The team has also been fairly successful with marketing these new services. According to Leone, it was just a matter of getting the word out. The team had to get intentional and carve out time to call and email physician offices and patients—in addition to updating the clinic’s website and social media profiles.
“Telehealth is a great option to make people feel safe, to be able to keep the doors open and continue to provide care for these people,” says Sean Miller, PT, Empower PT’s Chief Operating Officer. It has also helped the organization remain financially viable. “Our facilities that are championing telehealth—them doing 15–20% more of their volume through telehealth is helping us keep that facility open,” he says.
As for the future, the leadership team at Empower PT believes telehealth is poised to shake up the industry in a big—and permanent—way. Miller says, “I think this is actually a tipping point for telehealth within the physical therapy profession—meaning that it’s not something that’s going to go away.”
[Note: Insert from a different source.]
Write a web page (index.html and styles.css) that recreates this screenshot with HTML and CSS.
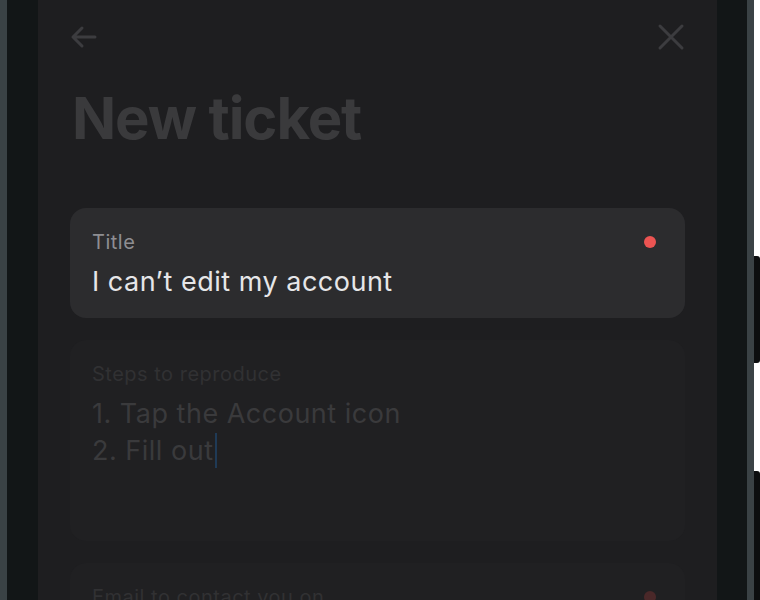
FILE: index.html
```html
<!DOCTYPE html>
<html lang="en">
<head>
<meta charset="utf-8">
<title>New ticket</title>
<link rel="stylesheet" href="styles.css">
</head>
<body>
<div class="page">
  <div class="device">
    <div class="frame">
      <div class="screen">
        <div class="topbar">
          <svg class="icon" viewBox="0 0 28 28" width="28" height="28" aria-label="Back">
            <path d="M26 14H4M13 5l-9 9 9 9" fill="none" stroke="currentColor" stroke-width="3" stroke-linecap="round" stroke-linejoin="round"/>
          </svg>
          <svg class="icon" viewBox="0 0 28 28" width="28" height="28" aria-label="Close">
            <path d="M3 3l22 22M25 3L3 25" fill="none" stroke="currentColor" stroke-width="3" stroke-linecap="round"/>
          </svg>
        </div>
        <h1 class="heading">New ticket</h1>
        <div class="fields">
          <div class="field field-active">
            <div class="field-head">
              <span class="label">Title</span>
              <span class="dot"></span>
            </div>
            <div class="value">I can’t edit my account</div>
          </div>
          <div class="field field-dim field-tall">
            <div class="field-head">
              <span class="label">Steps to reproduce</span>
            </div>
            <div class="value multiline">1. Tap the Account icon<br>2. Fill out<span class="caret"></span></div>
          </div>
          <div class="field field-dim">
            <div class="field-head">
              <span class="label">Email to contact you on</span>
              <span class="dot"></span>
            </div>
          </div>
        </div>
      </div>
    </div>
  </div>
  <div class="side">
    <div class="side-btn btn-one"></div>
    <div class="side-btn btn-two"></div>
  </div>
</div>
</body>
</html>
```
FILE: styles.css
```css
* { box-sizing: border-box; }
html, body { margin: 0; padding: 0; }
body {
  background: #ffffff;
  font-family: "Inter", "Noto Sans", sans-serif;
  overflow: hidden;
}
.page {
  display: flex;
  height: 600px;
  width: 760px;
}
.device {
  width: 754px;
  background: #3a4245;
  padding: 0 7px;
  height: 600px;
}
.frame {
  background: #121617;
  height: 100%;
  padding: 0 30px 0 31px;
}
.screen {
  background: #1e1e20;
  height: 100%;
  padding: 23px 32px 0 31px;
  overflow: hidden;
}
.topbar {
  display: flex;
  justify-content: space-between;
  align-items: center;
  height: 28px;
  color: #3c3c3f;
}
.icon { display: block; }
.heading {
  margin: 31px 0 0 3px;
  font-size: 58px;
  line-height: 72px;
  font-weight: 700;
  letter-spacing: -1.1px;
  color: #3a3a3c;
}
.fields {
  margin-top: 54px;
  margin-left: 1px;
  display: flex;
  flex-direction: column;
  gap: 22px;
}
.field {
  border-radius: 16px;
  padding: 22px 29px 19px 22px;
}
.field-active { background: #2c2c2e; }
.field-dim { background: #202022; }
.field-tall { min-height: 201px; }
.field-head {
  display: flex;
  justify-content: space-between;
  align-items: center;
  height: 24px;
}
.label {
  font-size: 20px;
  line-height: 24px;
  letter-spacing: 0.5px;
  color: #8e8e92;
}
.dot {
  width: 12px;
  height: 12px;
  border-radius: 50%;
  background: #ec5452;
}
.value {
  margin-top: 11px;
  font-size: 27px;
  line-height: 34px;
  letter-spacing: 0.5px;
  color: #e6e6e8;
}
.field-dim .label { color: #313133; }
.field-dim .value { color: #3a3a3c; }
.field-dim .dot { background: #4a2829; }
.multiline {
  line-height: 37px;
  margin-top: 9px;
}
.caret {
  display: inline-block;
  width: 2px;
  height: 35px;
  background: #1f3a56;
  vertical-align: -8px;
  margin-left: 2px;
}
.side {
  width: 6px;
  display: flex;
  flex-direction: column;
}
.side-btn {
  background: #0c0e0f;
  border-radius: 0 3px 3px 0;
}
.btn-one { margin-top: 256px; height: 107px; }
.btn-two { margin-top: 108px; flex: 1; border-radius: 0 3px 0 0; }
```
And he may be right—telehealth may just stick around for the long haul. Although many of the latest telehealth regulations are time-gated to the COVID-19 pandemic, therapists and patients are finding real success with this type of service delivery. And those results could be the push that payers and state governments need to improve access to remote care—even beyond the crisis.
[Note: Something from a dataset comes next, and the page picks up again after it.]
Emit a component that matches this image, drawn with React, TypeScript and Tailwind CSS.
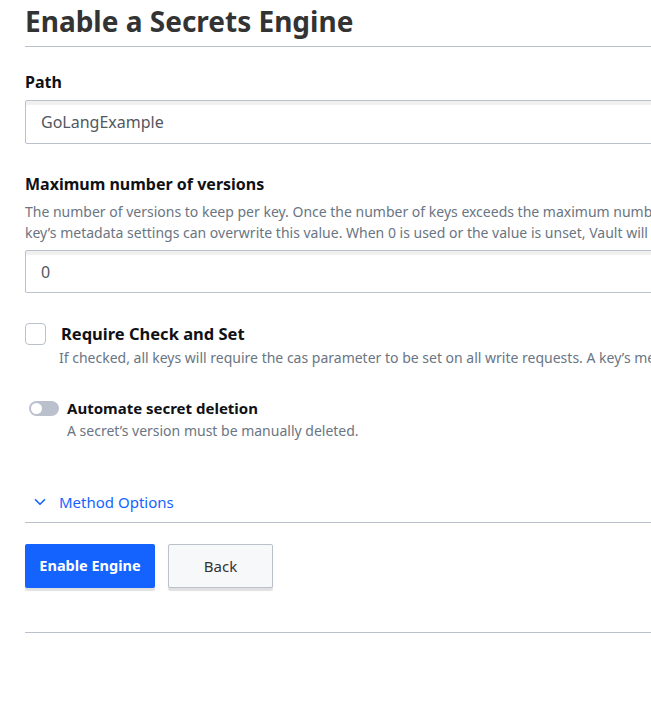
import { ChevronDown } from 'lucide-react';

const font = { fontFamily: '"Noto Sans", "Open Sans", sans-serif' };

export default function App() {
  return (
    <div className="w-screen h-screen overflow-hidden bg-white" style={font}>
      <div className="w-[1000px] pl-[25px]">
        <h1 className="text-[28px] font-bold text-[#333333] leading-[34px] pt-[4px] pb-[8px] border-b border-[#bac1cc]">
          Enable a Secrets Engine
        </h1>

        {/* Path */}
        <div className="mt-[24px]">
          <label className="block text-[16px] font-bold text-[#0f1115] leading-[22px]">Path</label>
          <input
            readOnly
            value="GoLangExample"
            className="mt-[7px] w-full h-[44px] px-[15px] text-[16px] text-[#525761] border border-[#bac1cc] rounded-[2px] shadow-[inset_0_4px_1px_rgba(0,0,0,0.06)] outline-none"
          />
        </div>

        {/* Max versions */}
        <div className="mt-[29px]">
          <label className="block text-[16px] font-bold text-[#0f1115] leading-[22px]">Maximum number of versions</label>
          <p className="mt-[6px] text-[14px] leading-[21px] text-[#6a7583] whitespace-nowrap">
            The number of versions to keep per key. Once the number of keys exceeds the maximum number set here, the oldest version will be permanently deleted. This value applies to all keys, but a
            <br />
            key&rsquo;s metadata settings can overwrite this value. When 0 is used or the value is unset, Vault will keep 10 versions.
          </p>
          <input
            readOnly
            value="0"
            className="mt-[7px] w-full h-[43px] px-[15px] text-[16px] text-[#525761] border border-[#bac1cc] rounded-[2px] shadow-[inset_0_4px_1px_rgba(0,0,0,0.06)] outline-none"
          />
        </div>

        {/* Check and set */}
        <div className="mt-[29px] flex items-start">
          <div className="w-[21px] h-[22px] mt-[1px] border border-[#bac1cc] rounded-[4px] bg-white shrink-0" />
          <div className="ml-[15px] -mt-[1px]">
            <div className="text-[16.5px] font-bold text-[#0f1115] leading-[26px]">Require Check and Set</div>
            <div className="-ml-[2px] mt-[1px] text-[14px] leading-[20px] text-[#6a7583] whitespace-nowrap">
              If checked, all keys will require the cas parameter to be set on all write requests. A key&rsquo;s metadata settings can overwrite this value.
            </div>
          </div>
        </div>

        {/* Automate deletion */}
        <div className="mt-[30px] flex items-start">
          <div className="ml-[4px] mt-[3px] w-[30px] h-[15px] rounded-full bg-[#bac1cc] relative shrink-0">
            <div className="absolute left-[2px] top-[2px] w-[11px] h-[11px] rounded-full bg-white" />
          </div>
          <div className="ml-[8px]">
            <div className="text-[15px] font-bold text-[#0f1115] leading-[20px]">Automate secret deletion</div>
            <div className="mt-[3px] text-[14px] leading-[20px] text-[#6a7583]">A secret&rsquo;s version must be manually deleted.</div>
          </div>
        </div>

        {/* Method options */}
        <div className="mt-[51px] pb-[10px] border-b border-[#bac1cc] flex items-center">
          <ChevronDown className="ml-[6px] w-[18px] h-[18px] text-[#1563ff]" strokeWidth={2.2} />
          <span className="ml-[10px] text-[15px] text-[#1563ff] leading-[20px]">Method Options</span>
        </div>

        {/* Buttons */}
        <div className="mt-[21px] flex gap-[13px]">
          <button className="w-[130px] h-[44px] bg-[#1563ff] text-white text-[14.5px] font-bold rounded-[2px] shadow-[0_3px_1px_rgba(0,0,0,0.12)]">
            Enable Engine
          </button>
          <button className="w-[105px] h-[44px] bg-[#f7f8fa] text-[#333333] text-[15px] border border-[#bac1cc] rounded-[2px] shadow-[0_3px_1px_rgba(0,0,0,0.12)]">
            Back
          </button>
        </div>

        <div className="mt-[44px] border-b border-[#bac1cc]" />
      </div>
    </div>
  );
}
In the meantime, the Empower team encourages hesitant clinics to, at the very least, give telehealth a try. “Don’t wait on it! You kind of have to jump into the fire,” says Leone. “It’s kind of a trial and error process when you first go about it, but there’s a lot of people doing it now. There’s a lot of resources out there. So, there’s people who can help.”
On the clinical side, Collins says the easiest way to get into the swing of telehealth is to act like you’re providing a normal daily visit: prepare beforehand, get an idea of what you want to accomplish, and give patients as much communication as they need. “Communication,” she says with a smile, “and lots of hand-holding.”
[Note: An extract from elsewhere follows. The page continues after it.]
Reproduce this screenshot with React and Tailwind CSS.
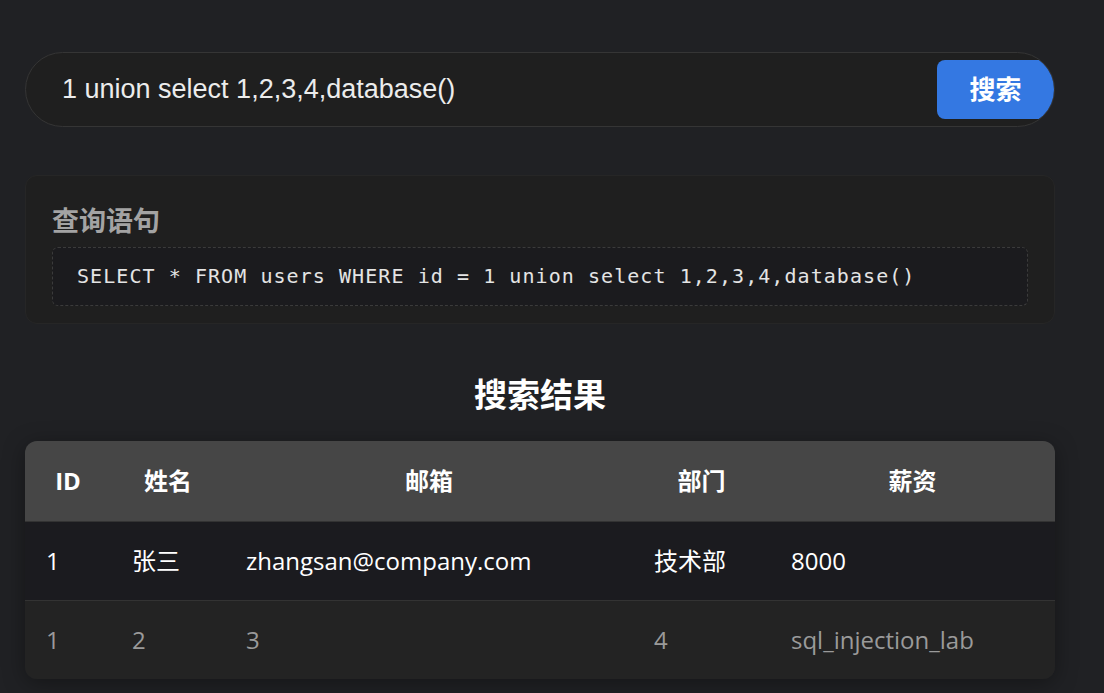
import React, { useState } from 'react';

const rows = [
  { id: '1', name: '张三', email: 'zhangsan@company.com', dept: '技术部', salary: '8000', muted: false },
  { id: '1', name: '2', email: '3', dept: '4', salary: 'sql_injection_lab', muted: true },
];

const cjk = { fontFamily: '"Open Sans", "Noto Sans CJK SC", sans-serif' };

export default function App() {
  const [query, setQuery] = useState('1 union select 1,2,3,4,database()');

  return (
    <div className="min-h-[693px] bg-[#202124] pl-[25px] pt-[52px] pb-[20px]" style={cjk}>
      <div className="w-[1030px]">
        {/* search bar */}
        <div className="flex items-center h-[75px] rounded-full overflow-hidden border border-[#353535] bg-[#1f1f1f]">
          <input
            value={query}
            onChange={(e) => setQuery(e.target.value)}
            className="flex-1 bg-transparent outline-none pl-[36px] text-[27px] text-[#ececec]"
            style={{ fontFamily: '"Liberation Sans", "Noto Sans CJK SC", sans-serif' }}
          />
          <button className="h-[59px] w-[117px] rounded-lg bg-[#3478e2] text-white text-[26px] font-bold">
            搜索
          </button>
        </div>

        {/* query card */}
        <div className="mt-[48px] rounded-xl border border-[#262626] bg-[#1f1f1f] px-[26px] pt-[26px] pb-[17px]">
          <h3 className="text-[27px] leading-[37px] font-bold text-[#a3a3a3] mb-[8px]">查询语句</h3>
          <div className="rounded-md border border-dashed border-[#3b3b3b] bg-[#1b1b1e] pl-[24px] py-[13px]">
            <code
              className="text-[20px] leading-[31px] tracking-[1.06px] text-[#e4e4e4]"
              style={{ fontFamily: '"DejaVu Sans Mono", monospace' }}
            >
              SELECT * FROM users WHERE id = {query}
            </code>
          </div>
        </div>

        <h2 className="mt-[50px] mb-[25px] text-center text-[33px] leading-[42px] font-bold text-white">搜索结果</h2>

        {/* results table */}
        <div className="rounded-xl overflow-hidden shadow-[0_4px_22px_rgba(0,0,0,0.35)]">
          <table className="w-full border-collapse">
            <thead>
              <tr className="bg-[#464646] border-b border-[#333]">
                <th className="w-[86px] h-[80px] text-center text-[24px] font-bold text-white">ID</th>
                <th className="w-[114px] h-[80px] text-center text-[24px] font-bold text-white">姓名</th>
                <th className="w-[408px] h-[80px] text-center text-[24px] font-bold text-white">邮箱</th>
                <th className="w-[137px] h-[80px] text-center text-[24px] font-bold text-white">部门</th>
                <th className="h-[80px] text-center text-[24px] font-bold text-white">薪资</th>
              </tr>
            </thead>
            <tbody>
              {rows.map((r, i) => (
                <tr
                  key={i}
                  className={r.muted ? 'bg-[#232323] text-[#9a9a9a]' : 'bg-[#1b1b1f] text-white border-b border-[#333]'}
                >
                  <td className="h-[79px] pl-[21px] text-[24px]">{r.id}</td>
                  <td className="h-[79px] pl-[21px] text-[24px]">{r.name}</td>
                  <td className="h-[79px] pl-[21px] text-[24px]">{r.email}</td>
                  <td className="h-[79px] pl-[21px] text-[24px]">{r.dept}</td>
                  <td className="h-[79px] pl-[21px] text-[24px]">{r.salary}</td>
                </tr>
              ))}
            </tbody>
          </table>
        </div>
      </div>
    </div>
  );
}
The Empower Physical Therapy clinic that stands on the western side of the Valley of the Sun is quiet—but it’s a quiet that’s laden with mutual understanding and a hope that life will get back to normal, eventually. “The atmosphere in the clinics is one of positivity...Most people understand that we’re sort of all in this together,” Figueroa says. Times are tough, but he sees this bad hand as an opportunity: “I think as we come out of this, hopefully we all are a little bit more resilient and a little bit more creative. And that’s what I’m counting on for Empower—that we grow through this.”